Returns raw slices for a segment.

templated_slices(segment: sqlfluff.core.parser.segments.base.BaseSegment, templated_file: Optional[sqlfluff.core.templaters.base.TemplatedFile]) sqlfluff.core.rules.functional.templated_file_slices.TemplatedFileSlices

Returns raw slices for a segment.

raw_file_slices Module

Surrogate class for working with RawFileSlice collections.

class RawFileSlices(*raw_slices, templated_file=None)

Encapsulates a sequence of one or more RawFileSlice.

The slices may or may not be contiguous in a file. Provides useful operations on a sequence of slices to simplify rule creation.

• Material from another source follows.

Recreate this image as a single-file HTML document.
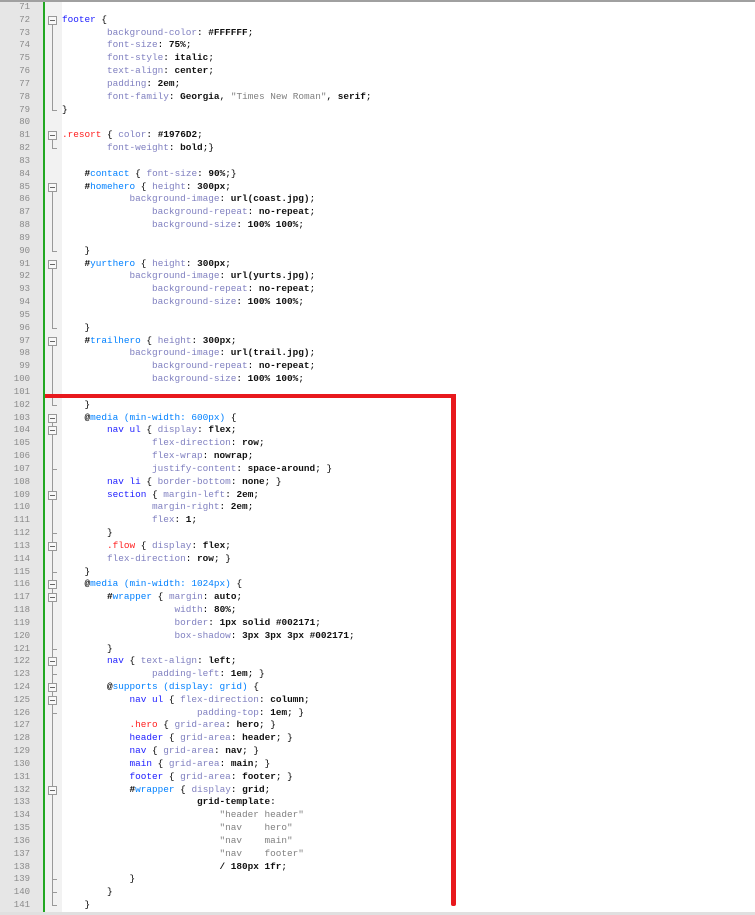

all(predicate: Optional[Callable[[sqlfluff.core.templaters.base.RawFileSlice], bool]] = None) bool

Do all the raw slices match?

any(predicate: Optional[Callable[[sqlfluff.core.templaters.base.RawFileSlice], bool]] = None) bool

Do any of the raw slices match?

select(select_if: Optional[Callable[[sqlfluff.core.templaters.base.RawFileSlice], bool]] = None, loop_while: Optional[Callable[[sqlfluff.core.templaters.base.RawFileSlice], bool]] = None, start_slice: Optional[sqlfluff.core.templaters.base.RawFileSlice] = None, stop_slice: Optional[sqlfluff.core.templaters.base.RawFileSlice] = None) sqlfluff.core.rules.functional.raw_file_slices.RawFileSlices

Retrieve range/subset.

NOTE: Iterates the slices BETWEEN start_slice and stop_slice, i.e. those slices are not included in the loop.

raw_file_slice_predicates Module

Defines commonly used raw file slice predicates for rule writers.

For consistency, all the predicates in this module are implemented as functions returning functions. This avoids rule writers having to remember the distinction between normal functions and functions returning functions.

This is not necessarily a complete set of predicates covering all possible requirements. Rule authors can define their own predicates as needed, either as regular functions, lambda, etc.

is_slice_type(*slice_types: str) Callable[[sqlfluff.core.templaters.base.RawFileSlice], bool]

Returns a function that determines if segment is one of the types.